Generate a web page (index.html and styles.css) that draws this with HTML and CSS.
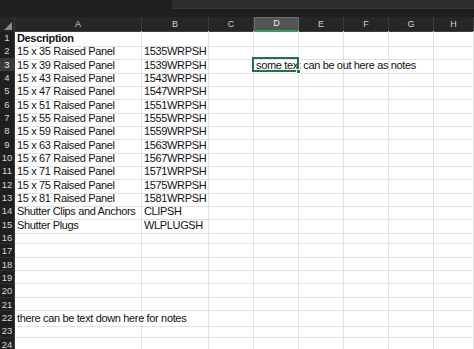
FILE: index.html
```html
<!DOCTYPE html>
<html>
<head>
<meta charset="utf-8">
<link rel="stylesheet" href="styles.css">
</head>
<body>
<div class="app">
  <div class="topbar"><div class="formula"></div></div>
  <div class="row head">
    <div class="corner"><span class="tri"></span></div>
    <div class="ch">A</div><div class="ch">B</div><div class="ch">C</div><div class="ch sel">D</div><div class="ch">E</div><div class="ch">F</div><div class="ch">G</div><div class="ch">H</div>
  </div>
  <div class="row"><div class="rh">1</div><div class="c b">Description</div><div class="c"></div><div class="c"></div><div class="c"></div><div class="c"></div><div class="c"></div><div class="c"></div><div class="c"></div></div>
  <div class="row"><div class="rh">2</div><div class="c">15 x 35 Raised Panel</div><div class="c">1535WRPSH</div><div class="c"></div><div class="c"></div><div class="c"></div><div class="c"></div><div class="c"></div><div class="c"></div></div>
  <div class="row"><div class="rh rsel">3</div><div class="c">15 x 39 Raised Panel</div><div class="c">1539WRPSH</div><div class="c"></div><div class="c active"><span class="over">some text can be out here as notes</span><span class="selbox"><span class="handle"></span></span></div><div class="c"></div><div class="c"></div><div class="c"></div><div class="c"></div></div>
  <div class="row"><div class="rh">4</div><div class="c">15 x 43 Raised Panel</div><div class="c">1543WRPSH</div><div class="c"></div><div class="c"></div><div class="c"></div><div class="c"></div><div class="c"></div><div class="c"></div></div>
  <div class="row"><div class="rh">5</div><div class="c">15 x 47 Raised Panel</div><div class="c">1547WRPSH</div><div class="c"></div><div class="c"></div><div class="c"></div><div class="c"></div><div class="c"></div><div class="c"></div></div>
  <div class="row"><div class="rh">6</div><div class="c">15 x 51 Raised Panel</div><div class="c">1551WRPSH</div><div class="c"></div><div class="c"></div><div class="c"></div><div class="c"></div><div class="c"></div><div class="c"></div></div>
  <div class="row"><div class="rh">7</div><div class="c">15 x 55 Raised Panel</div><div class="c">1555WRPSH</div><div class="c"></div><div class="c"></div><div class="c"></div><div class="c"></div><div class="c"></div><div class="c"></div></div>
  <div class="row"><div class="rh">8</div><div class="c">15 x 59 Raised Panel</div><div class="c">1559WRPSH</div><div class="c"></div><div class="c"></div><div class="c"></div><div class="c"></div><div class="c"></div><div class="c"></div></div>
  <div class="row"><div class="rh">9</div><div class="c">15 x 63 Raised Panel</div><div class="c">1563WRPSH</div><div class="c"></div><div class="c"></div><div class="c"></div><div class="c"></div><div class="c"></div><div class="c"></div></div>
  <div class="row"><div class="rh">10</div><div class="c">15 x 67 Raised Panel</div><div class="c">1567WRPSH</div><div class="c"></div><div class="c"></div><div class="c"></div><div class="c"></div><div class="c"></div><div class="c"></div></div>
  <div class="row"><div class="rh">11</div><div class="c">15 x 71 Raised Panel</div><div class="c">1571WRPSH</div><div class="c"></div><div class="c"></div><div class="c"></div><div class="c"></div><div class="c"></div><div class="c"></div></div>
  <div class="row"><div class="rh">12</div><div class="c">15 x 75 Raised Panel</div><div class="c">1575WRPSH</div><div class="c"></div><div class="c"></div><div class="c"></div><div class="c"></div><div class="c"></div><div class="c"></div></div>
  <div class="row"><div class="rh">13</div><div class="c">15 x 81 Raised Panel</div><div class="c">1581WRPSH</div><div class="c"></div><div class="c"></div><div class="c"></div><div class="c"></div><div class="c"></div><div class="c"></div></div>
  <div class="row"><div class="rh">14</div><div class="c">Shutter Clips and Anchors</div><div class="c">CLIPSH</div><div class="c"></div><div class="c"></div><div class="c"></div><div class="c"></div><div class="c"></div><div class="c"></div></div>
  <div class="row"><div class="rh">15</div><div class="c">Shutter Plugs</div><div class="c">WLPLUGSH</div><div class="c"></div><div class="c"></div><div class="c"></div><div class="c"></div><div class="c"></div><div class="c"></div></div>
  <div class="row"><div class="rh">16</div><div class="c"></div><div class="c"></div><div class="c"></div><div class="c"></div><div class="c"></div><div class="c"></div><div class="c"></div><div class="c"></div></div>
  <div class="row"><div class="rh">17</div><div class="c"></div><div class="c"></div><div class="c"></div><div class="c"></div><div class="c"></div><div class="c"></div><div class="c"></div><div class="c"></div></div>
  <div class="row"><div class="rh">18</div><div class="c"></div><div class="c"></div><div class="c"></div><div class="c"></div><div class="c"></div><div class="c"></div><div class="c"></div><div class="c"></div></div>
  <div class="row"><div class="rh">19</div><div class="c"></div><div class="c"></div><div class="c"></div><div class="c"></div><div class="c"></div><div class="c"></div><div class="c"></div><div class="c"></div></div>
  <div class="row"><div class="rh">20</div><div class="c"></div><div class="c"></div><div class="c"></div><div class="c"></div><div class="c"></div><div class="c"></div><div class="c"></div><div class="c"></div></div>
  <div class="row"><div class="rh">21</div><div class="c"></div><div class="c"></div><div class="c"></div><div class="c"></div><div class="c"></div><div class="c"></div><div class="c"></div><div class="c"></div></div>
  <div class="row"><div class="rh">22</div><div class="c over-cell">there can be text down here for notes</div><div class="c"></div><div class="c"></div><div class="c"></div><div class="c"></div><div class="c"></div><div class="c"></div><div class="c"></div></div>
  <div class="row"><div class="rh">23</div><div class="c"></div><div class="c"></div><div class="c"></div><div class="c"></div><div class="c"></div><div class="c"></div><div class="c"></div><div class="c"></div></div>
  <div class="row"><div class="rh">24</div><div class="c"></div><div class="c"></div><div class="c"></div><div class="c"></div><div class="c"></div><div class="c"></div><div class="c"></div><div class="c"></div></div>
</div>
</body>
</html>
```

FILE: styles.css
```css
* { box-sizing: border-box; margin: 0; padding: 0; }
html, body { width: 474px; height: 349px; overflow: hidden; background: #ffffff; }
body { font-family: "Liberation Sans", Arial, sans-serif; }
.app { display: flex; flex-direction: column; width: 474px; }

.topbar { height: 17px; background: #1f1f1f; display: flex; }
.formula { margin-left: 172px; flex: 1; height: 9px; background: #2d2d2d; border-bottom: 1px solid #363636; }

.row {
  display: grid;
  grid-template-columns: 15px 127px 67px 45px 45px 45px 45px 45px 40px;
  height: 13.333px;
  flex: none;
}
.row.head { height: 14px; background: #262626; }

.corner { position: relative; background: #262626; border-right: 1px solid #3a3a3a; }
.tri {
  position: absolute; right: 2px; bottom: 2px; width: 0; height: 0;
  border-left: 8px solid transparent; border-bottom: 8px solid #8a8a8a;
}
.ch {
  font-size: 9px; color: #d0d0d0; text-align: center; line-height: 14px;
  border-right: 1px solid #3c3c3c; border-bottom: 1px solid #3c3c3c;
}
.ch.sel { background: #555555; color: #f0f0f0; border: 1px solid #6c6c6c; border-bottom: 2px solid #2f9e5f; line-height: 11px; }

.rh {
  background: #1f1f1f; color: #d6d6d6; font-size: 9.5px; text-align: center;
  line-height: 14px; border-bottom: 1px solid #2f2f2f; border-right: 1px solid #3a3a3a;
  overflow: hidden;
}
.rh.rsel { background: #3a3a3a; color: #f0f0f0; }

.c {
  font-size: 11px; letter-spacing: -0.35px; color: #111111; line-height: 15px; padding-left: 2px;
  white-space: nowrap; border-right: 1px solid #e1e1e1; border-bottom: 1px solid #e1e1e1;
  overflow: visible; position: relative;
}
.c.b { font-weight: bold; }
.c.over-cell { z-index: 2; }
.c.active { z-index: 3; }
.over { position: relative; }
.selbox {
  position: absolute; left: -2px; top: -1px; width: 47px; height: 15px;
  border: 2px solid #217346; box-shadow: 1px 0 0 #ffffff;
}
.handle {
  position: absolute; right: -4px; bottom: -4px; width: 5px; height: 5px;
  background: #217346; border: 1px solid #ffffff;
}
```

· · · · ·

Find and copy each line above that includes the string "styles".

Generate a web page (index.html and styles.css) that draws this with HTML and CSS.
<link rel="stylesheet" href="styles.css">
FILE: styles.css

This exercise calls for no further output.